3) Investir na soma de linguagens, para potencializar a divulgação de muitos artistas em poucos trabalhos.
4) Utilizar sempre, única e exclusivamente, ao extremo e acima de qualquer dificuldade, o trabalho autoral feito por pessoas da cidade. Nada, absolutamente nada mesmo, vem de fora, exceto o que a nossa cidade não tem.

Este último item merece uma atenção especial: Se o artista, independente e desconhecido, não tem a coragem de dar valor a outros artistas independentes e desconhecidos, iguais a ele, ninguém mais o fará. Nem mesmo os outros artistas, que pensam da mesma forma. Não existe sucesso individual em uma cena desunida. Esqueçam os nomes consagrados, a mídia de massa já dá conta de divulgar todos eles. Temos ao nosso lado muitos outros que precisam se divulgar e nunca terão espaço. Ajudemos uns aos outros para juntos sairmos do anonimato.

É neste contexto que estamos lançando o projeto O Jogo. Paulo Afonso tem uma cena audiovisual prestes a explodir. De filmes documentários a cena vem evoluindo gradualmente para a produção independente de curtas e longas metragens baseados em histórias fictícias. Audiovisual é uma linguagem estratégica, pois concentra muitas outras em sua formação: literatura (na construção do roteiro), música, artes cênicas e a própria produção de vídeo, se considerarmos apenas as mais óbvias. Além do mais, tem penetração garantida em todas as casas, independente de escolaridade ou classe social. É o meio de divulgação ideal.

Estamos somando a isto um trabalho voltado para histórias em quadrinhos, a fim de aproveitar os desenhistas que se perdem antes de tornarem-se profissionais. E por fim o RPG, um tipo de jogo de interpretação que tem muita familiaridade com a literatura e o teatro, que acreditamos ser capaz de direcionar a construção de roteiros.

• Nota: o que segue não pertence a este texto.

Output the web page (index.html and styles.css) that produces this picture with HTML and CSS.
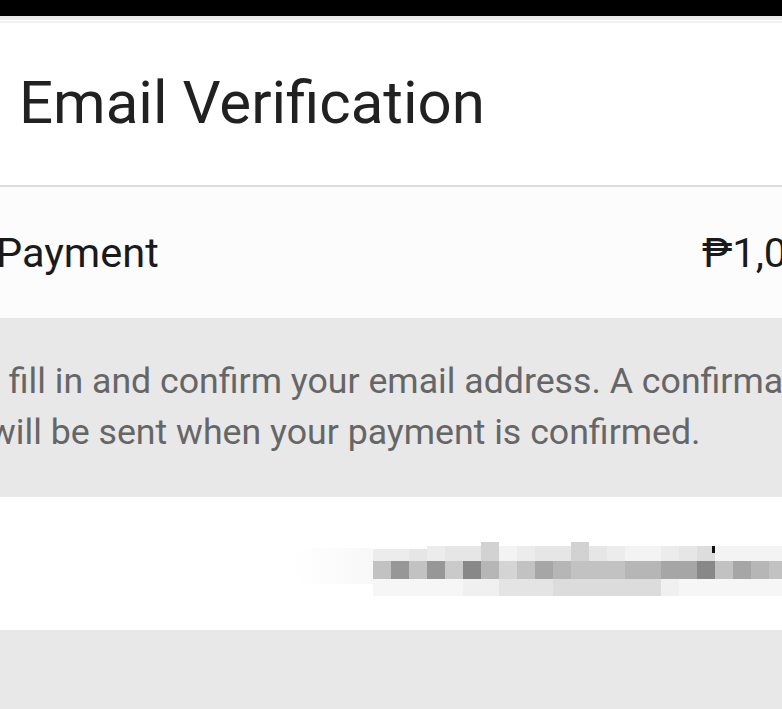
FILE: index.html
```html
<!DOCTYPE html>
<html lang="en">
<head>
<meta charset="utf-8">
<title>Email Verification</title>
<link rel="stylesheet" href="styles.css">
</head>
<body>
<div class="statusbar"></div>
<header class="header">
  <div class="hairline"></div>
  <div class="hairline second"></div>
  <h1 class="title">Email Verification</h1>
</header>
<section class="payment-row">
  <span class="pay-label">Payment</span>
  <span class="pay-amount">₱1,000.00</span>
</section>
<section class="notice">
  <span class="notice-line first">Please, fill in and confirm your email address. A confirmation email</span>
  <span class="notice-line second">will be sent when your payment is confirmed.</span>
</section>
<section class="email-row">
  <div class="haze"></div>
  <div class="mosaic" aria-label="hidden email address">
    <div class="band top">
      <i class="s1 short"></i><i class="s1 short"></i><i class="s2 short"></i><i class="s1"></i><i class="s2"></i><i class="s2"></i><i class="s5 tall"></i><i class="s0"></i><i class="s1"></i><i class="s2"></i><i class="s2"></i><i class="s5 tall"></i><i class="s2"></i><i class="s1"></i><i class="s0"></i><i class="s0"></i><i class="s1"></i><i class="s2"></i><i class="s3"></i><i class="s0"></i><i class="s0"></i><i class="s0"></i><i class="s0"></i>
    </div>
    <div class="band mid">
      <i class="m4"></i><i class="m1"></i><i class="m4"></i><i class="m1"></i><i class="m5"></i><i class="m0"></i><i class="m3"></i><i class="m6"></i><i class="m4"></i><i class="m2"></i><i class="m3"></i><i class="m4"></i><i class="m4"></i><i class="m4"></i><i class="m3"></i><i class="m3"></i><i class="m2"></i><i class="m2"></i><i class="m0"></i><i class="m4"></i><i class="m2"></i><i class="m3"></i><i class="m4"></i>
    </div>
    <div class="band bot">
      <i class="b0"></i><i class="b0"></i><i class="b0"></i><i class="b0"></i><i class="b0"></i><i class="b1"></i><i class="b1"></i><i class="b2"></i><i class="b2"></i><i class="b2"></i><i class="b3"></i><i class="b3"></i><i class="b3"></i><i class="b3"></i><i class="b3"></i><i class="b3"></i><i class="b1"></i><i class="b0"></i><i class="b0"></i><i class="b0"></i><i class="b0"></i><i class="b0"></i><i class="b0"></i>
    </div>
    <span class="caret"></span>
  </div>
</section>
<div class="footer-space"></div>
</body>
</html>
```

FILE: styles.css
```css
html, body {
  margin: 0;
  padding: 0;
  overflow: hidden;
}

body {
  width: 782px;
  height: 709px;
  background: #e8e8e8;
  font-family: Roboto, "Noto Sans", "DejaVu Sans", sans-serif;
}

.statusbar {
  height: 16px;
  background: #000;
}

.header {
  background: #fff;
  border-bottom: 2px solid #dcdcdc;
  padding: 0 0 53px 19px;
}

.hairline {
  height: 2px;
  margin-top: 2px;
  background: #ececec;
  margin-left: -19px;
}

.hairline.second {
  margin-top: 1px;
  background: #f2f2f2;
}

.title {
  margin: 0;
  padding-top: 51px;
  font-size: 60px;
  line-height: 58px;
  font-weight: 400;
  color: #212121;
  white-space: nowrap;
}

.payment-row {
  display: flex;
  align-items: center;
  height: 131px;
  background: #fcfcfc;
  margin-left: -4px;
  white-space: nowrap;
  font-size: 41.5px;
  line-height: 42px;
  color: #1a1a1a;
}

.pay-label {
  flex: 0 0 706px;
}

.pay-amount {
  flex: 0 0 auto;
}

.notice {
  display: flex;
  flex-direction: column;
  height: 179px;
  box-sizing: border-box;
  padding-top: 38px;
  font-size: 35.7px;
  line-height: 51px;
  color: #666666;
  white-space: nowrap;
}

.notice-line.first {
  margin-left: -114px;
}

.notice-line.second {
  margin-left: -11px;
}

.email-row {
  position: relative;
  display: flex;
  height: 133px;
  box-sizing: border-box;
  padding-top: 45px;
  background: #fff;
}

.haze {
  flex: 0 0 83px;
  height: 36px;
  margin: 6px 0 0 290px;
  background: linear-gradient(to right, rgba(248,248,248,0), #f8f8f8);
  border-radius: 18px 0 0 18px;
}

.mosaic {
  position: relative;
  display: flex;
  flex-direction: column;
}

.band {
  display: flex;
  align-items: flex-end;
}

.band i {
  display: block;
  flex: 0 0 18px;
}

.band.top i { height: 15px; }
.band.top i.short { height: 12px; }
.band.top i.tall { height: 19px; }
.band.mid i { height: 18px; }
.band.bot { align-items: flex-start; }
.band.bot i { height: 17px; }

.s0 { background: #f3f3f3; }
.s1 { background: #ececec; }
.s2 { background: #e6e6e6; }
.s3 { background: #dddddd; }
.s5 { background: #d2d2d2; }

.m0 { background: #888888; }
.m1 { background: #979797; }
.m2 { background: #a6a6a6; }
.m3 { background: #b6b6b6; }
.m4 { background: #c2c2c2; }
.m5 { background: #cacaca; }
.m6 { background: #d4d4d4; }

.b0 { background: #f6f6f6; }
.b1 { background: #f0f0f0; }
.b2 { background: #e4e4e4; }
.b3 { background: #dcdcdc; }

.caret {
  position: absolute;
  left: 339px;
  top: 4px;
  width: 3px;
  height: 7px;
  background: #111;
}

.footer-space {
  height: 80px;
  background: #e8e8e8;
}
```
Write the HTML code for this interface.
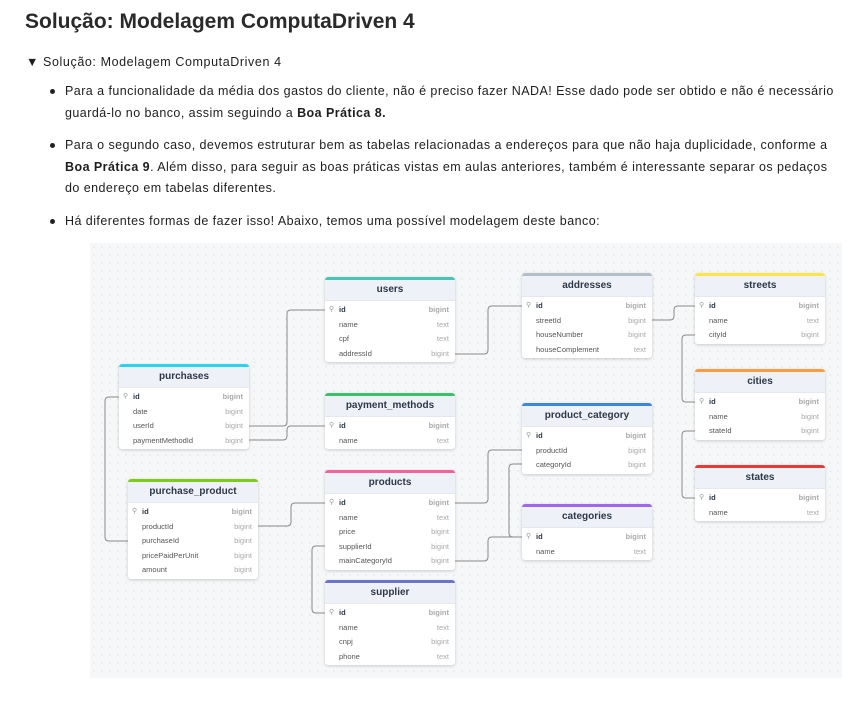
<!DOCTYPE html><html><head><meta charset="utf-8"><style>
body{margin:0;width:862px;height:707px;background:#fff;font-family:"Liberation Sans",sans-serif;color:#1e1e1e;position:relative;overflow:hidden}
h1{position:absolute;left:25px;top:10px;margin:0;font-size:21px;font-weight:bold;color:#2a2a2a;letter-spacing:0px}
.sum{position:absolute;left:26px;top:55px;font-size:12.5px;letter-spacing:0.6px}
.li{position:absolute;left:65px;width:790px;font-size:12.5px;line-height:21.7px;white-space:nowrap;letter-spacing:0.45px}
.li:before{content:"";position:absolute;left:-15px;top:8px;width:5px;height:5px;border-radius:50%;background:#222}
.dia{position:absolute;left:90px;top:243px;width:752px;height:435px;background-color:#f6f7f8;background-image:radial-gradient(#d3d6da 0.7px,transparent 0.8px);background-size:8px 8px}
.t{position:absolute;width:130px;background:#fff;border-radius:3px;box-shadow:0 1px 3px rgba(0,0,0,.18);font-size:7.5px;padding-bottom:1px}
.b{height:3px;border-radius:3px 3px 0 0}
.h{height:20px;line-height:20px;background:#eef2f8;text-align:center;font-weight:bold;font-size:10px;color:#2d3748;border-bottom:1px solid #e3e7ee;margin-bottom:2px}
.r{height:14.5px;line-height:14.5px;padding:0 6px 0 14px;color:#555;position:relative}
.r span{position:absolute;right:6px;color:#aaa}
.k{font-weight:bold;color:#2d3748}
.k:before{content:"⚲";position:absolute;left:4px;color:#999;font-weight:normal;font-size:7px}
svg{position:absolute;left:0;top:0}
</style></head><body>
<h1>Solução: Modelagem ComputaDriven 4</h1>
<div class="sum">▼ Solução: Modelagem ComputaDriven 4</div>
<div class="li" style="top:81px">Para a funcionalidade da média dos gastos do cliente, não é preciso fazer NADA! Esse dado pode ser obtido e não é necessário<br>guardá-lo no banco, assim seguindo a <b>Boa Prática 8.</b></div>
<div class="li" style="top:135px">Para o segundo caso, devemos estruturar bem as tabelas relacionadas a endereços para que não haja duplicidade, conforme a<br><b>Boa Prática 9</b>. Além disso, para seguir as boas práticas vistas em aulas anteriores, também é interessante separar os pedaços<br>do endereço em tabelas diferentes.</div>
<div class="li" style="top:211px">Há diferentes formas de fazer isso! Abaixo, temos uma possível modelagem deste banco:</div>
<div class="dia"></div>
<svg width="862" height="707" fill="none" stroke="#8a8a8a" stroke-width="1">
<path d="M249 426H283q4 0 4-4V314q0-4 4-4H325"/>
<path d="M249 440H283q4 0 4-4V430q0-4 4-4H325"/>
<path d="M119 397H109q-4 0-4 4V537q0 4 4 4H128"/>
<path d="M258 526H287q4 0 4-4V507q0-4 4-4H325"/>
<path d="M455 354H484q4 0 4-4V310q0-4 4-4H522"/>
<path d="M652 320H670q4 0 4-4V310q0-4 4-4H695"/>
<path d="M695 335H686q-4 0-4 4V398q0 4 4 4H695"/>
<path d="M695 431H686q-4 0-4 4V494q0 4 4 4H695"/>
<path d="M455 503H484q4 0 4-4V454q0-4 4-4H522"/>
<path d="M522 464H513q-4 0-4 4V533q0 4 4 4H522"/>
<path d="M455 561H484q4 0 4-4V541q0-4 4-4H522"/>
<path d="M325 546H316q-4 0-4 4V609q0 4 4 4H325"/>
</svg>
<div class="t" style="left:325px;top:277px"><div class="b" style="background:#4cc3b3"></div><div class="h">users</div><div class="r k">id<span>bigint</span></div><div class="r">name<span>text</span></div><div class="r">cpf<span>text</span></div><div class="r">addressId<span>bigint</span></div></div>
<div class="t" style="left:522px;top:273px"><div class="b" style="background:#b4bec8"></div><div class="h">addresses</div><div class="r k">id<span>bigint</span></div><div class="r">streetId<span>bigint</span></div><div class="r">houseNumber<span>bigint</span></div><div class="r">houseComplement<span>text</span></div></div>
<div class="t" style="left:695px;top:273px"><div class="b" style="background:#fbe64a"></div><div class="h">streets</div><div class="r k">id<span>bigint</span></div><div class="r">name<span>text</span></div><div class="r">cityId<span>bigint</span></div></div>
<div class="t" style="left:695px;top:369px"><div class="b" style="background:#f59c45"></div><div class="h">cities</div><div class="r k">id<span>bigint</span></div><div class="r">name<span>bigint</span></div><div class="r">stateId<span>bigint</span></div></div>
<div class="t" style="left:695px;top:465px"><div class="b" style="background:#e53a35"></div><div class="h">states</div><div class="r k">id<span>bigint</span></div><div class="r">name<span>text</span></div></div>
<div class="t" style="left:119px;top:364px"><div class="b" style="background:#2bd3ef"></div><div class="h">purchases</div><div class="r k">id<span>bigint</span></div><div class="r">date<span>bigint</span></div><div class="r">userId<span>bigint</span></div><div class="r">paymentMethodId<span>bigint</span></div></div>
<div class="t" style="left:325px;top:393px"><div class="b" style="background:#3cc06d"></div><div class="h">payment_methods</div><div class="r k">id<span>bigint</span></div><div class="r">name<span>text</span></div></div>
<div class="t" style="left:522px;top:403px"><div class="b" style="background:#3a88dc"></div><div class="h">product_category</div><div class="r k">id<span>bigint</span></div><div class="r">productId<span>bigint</span></div><div class="r">categoryId<span>bigint</span></div></div>
<div class="t" style="left:128px;top:479px"><div class="b" style="background:#7ccd19"></div><div class="h">purchase_product</div><div class="r k">id<span>bigint</span></div><div class="r">productId<span>bigint</span></div><div class="r">purchaseId<span>bigint</span></div><div class="r">pricePaidPerUnit<span>bigint</span></div><div class="r">amount<span>bigint</span></div></div>
<div class="t" style="left:325px;top:470px"><div class="b" style="background:#f2629b"></div><div class="h">products</div><div class="r k">id<span>bigint</span></div><div class="r">name<span>text</span></div><div class="r">price<span>bigint</span></div><div class="r">supplierId<span>bigint</span></div><div class="r">mainCategoryId<span>bigint</span></div></div>
<div class="t" style="left:522px;top:504px"><div class="b" style="background:#a066ee"></div><div class="h">categories</div><div class="r k">id<span>bigint</span></div><div class="r">name<span>text</span></div></div>
<div class="t" style="left:325px;top:580px"><div class="b" style="background:#6b74cb"></div><div class="h">supplier</div><div class="r k">id<span>bigint</span></div><div class="r">name<span>text</span></div><div class="r">cnpj<span>bigint</span></div><div class="r">phone<span>text</span></div></div>
</body></html>
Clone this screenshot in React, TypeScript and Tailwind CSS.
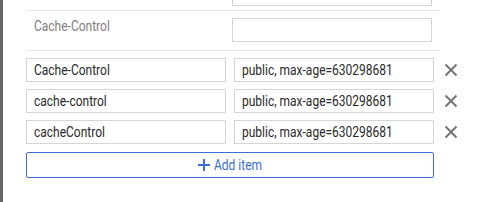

Com este projeto, queremos tentar dar os rumos de uma cultura local bem estruturada e firme. Só para se ter uma idéia, 1% da nossa população poderia sustentar uma cena de qualquer linguagem. Hoje, os sucessos de público contam em média com metade disto. Não estamos muito longe. Basta acreditarmos em nosso potencial, e unirmos nossas forças para superarmos as dificuldades.